Friday 12 April 2019


Although I will post this after I've set sail, I currently write as a I take a break from once again packing as much as possible into various suitcases to begin the next stage. It feels exciting and daunting and a little surreal. Ever the dreamer, I have played this moment over and over in my head. Each time I visited Northern Ireland, I felt myself yearning to stay there more and more. I fell in love with the people and the natural beauty, the slower pace, the storytelling and the hospitality.

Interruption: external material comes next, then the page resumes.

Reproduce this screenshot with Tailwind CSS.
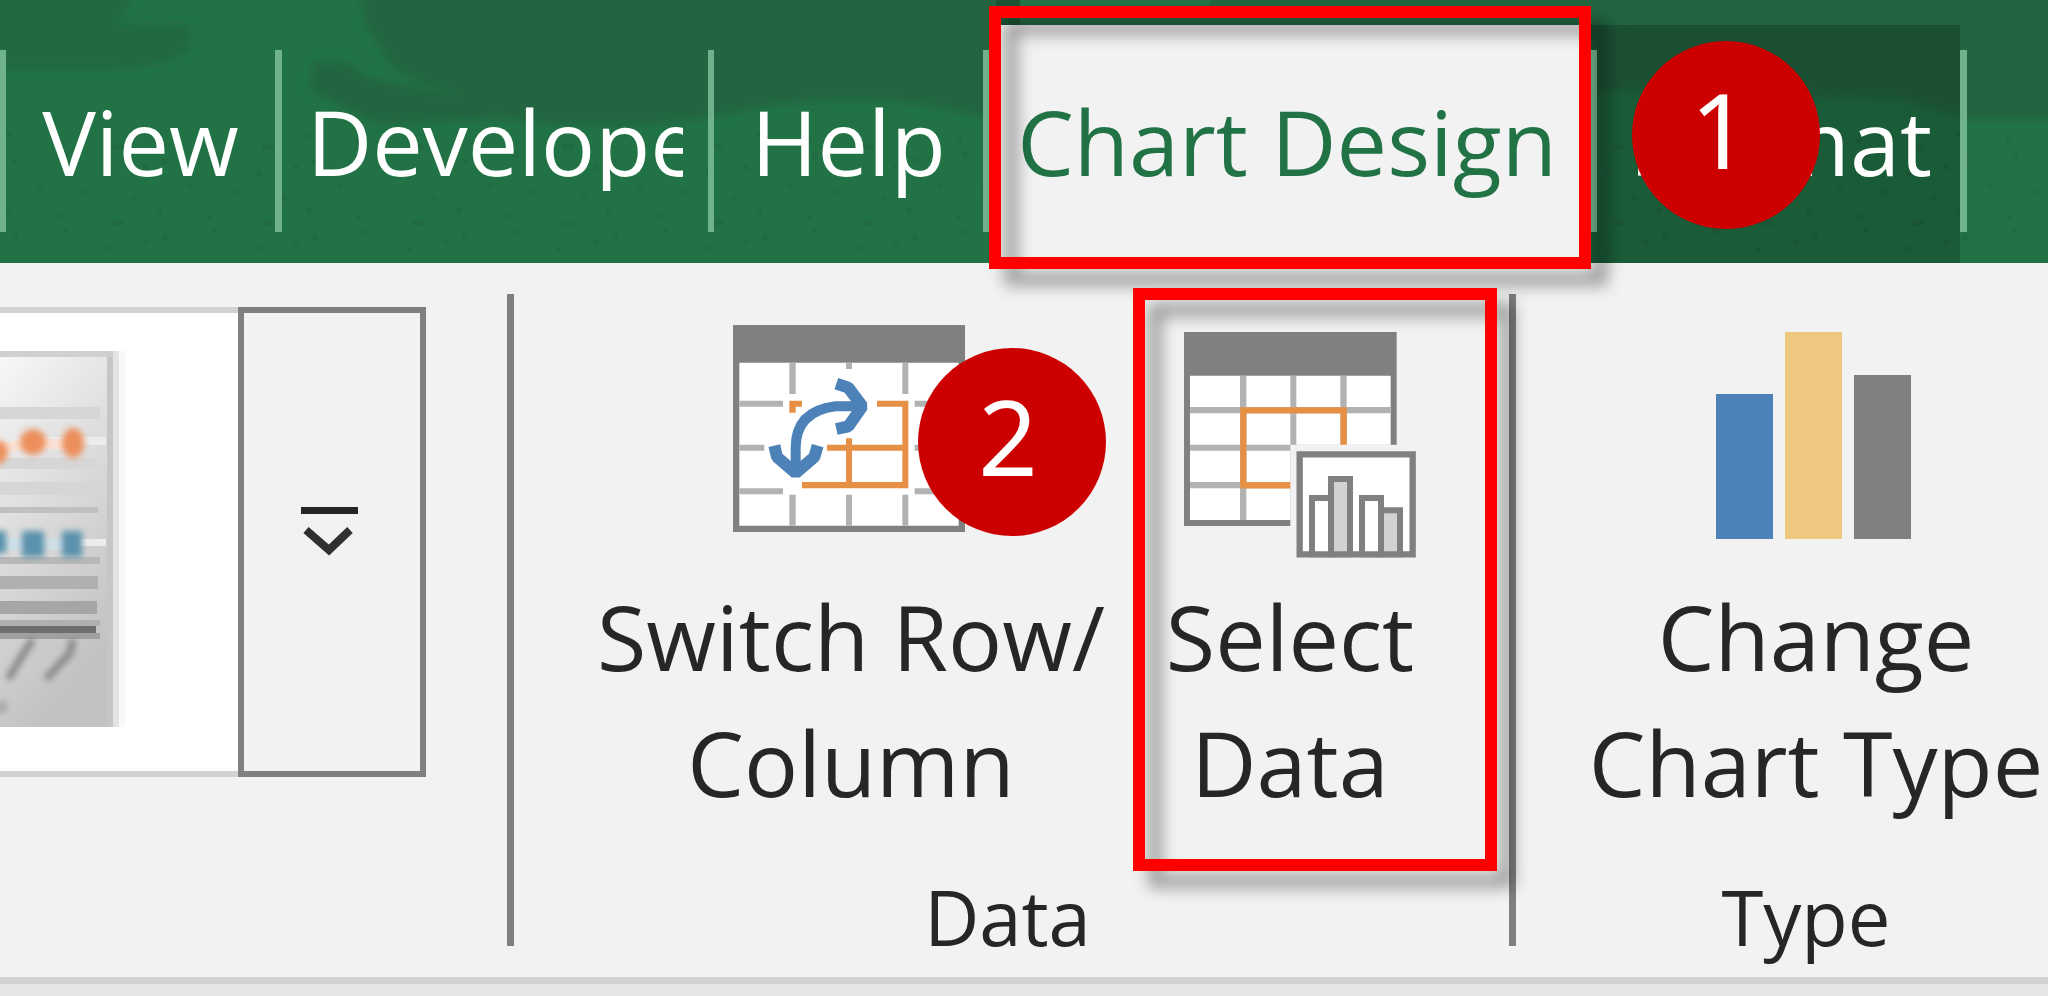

After things in my job became increasingly stressful, I knew I was faced with an opportunity. This could be it. Although my job gave me some incredible experiences doing work I loved, along with extensive travel - it meant sacrificing a regular routine and in many ways the kind of roots and connections that I craved. Of course, we can't have it all ways, and that was a good and right season in my life which taught me invaluable lessons and allowed me to grow in countless ways. But as the new year came, I knew my time there was up. I said goodbye at the very end of February and went on holiday to, you've guessed it - Northern Ireland. 

It was a perfect couple of weeks filled with rest, time to myself, walks on the beach (in the rain and hail!), trips to new places and most importantly - time spent making new friendships. It confirmed everything for me - this was going to be my new 'place.' After I booked my trip, I received an email inviting me to an interview in Belfast, which I attended the first week of the trip. I was informed that I wouldn't know the outcome for a while for various reasons and what followed was a very nervous 14 day wait. I convinced myself it was not to be (I'd had an interview elsewhere and didn't get it, along with not getting shortlisted a number of times), and was preparing to enter plan B when the phone call came to say I'd been offered the job.

So that was it! The plans were set in motion, dates decided, contracts exchanged, ferry booked, it was happening. I have been advised by many that the first few weeks will require plenty of grace for myself. Of course, it isn't just a new job but a new country, new culture, new place to live, new friends, new orientation and new routine. I haven't worked in an office for over 2.5 years and was in a very small team before and this office will be ten times larger in number! I've also never worked in a city before and haven't had to 'commute' for a long time. I'm sure it will take a while to balance into a new rhythm and that will require a lot of 'going with the flow,' which can sometimes disagree with my personality. Most of all, I want to have fun, to enjoy and embrace it all - all the unknowns, differences and newness. I'm ready for long walks on the beach, finding new coffee shops and favourite spots. Building friendships and becoming familiar with it all. 

Of course, I wouldn't be in this spot without the support, love, encouragement and generosity of my dear friends and family. Stepping back out after some time in Yorkshire never gets easier but I'm so grateful that so many people are rooting for me. I never take that for granted. This all follows a difficult year in which I really had to learn to be kind to myself, and it was a lot of hard work, risk and an ounce or two of courage to get here. I am thankful for all that I have learnt so far on my Master's course and the inspiring leaders I have already met through that. I think that's really what helped me put this plan into motion. They say it takes a village - and I believe it, I couldn't be without mine!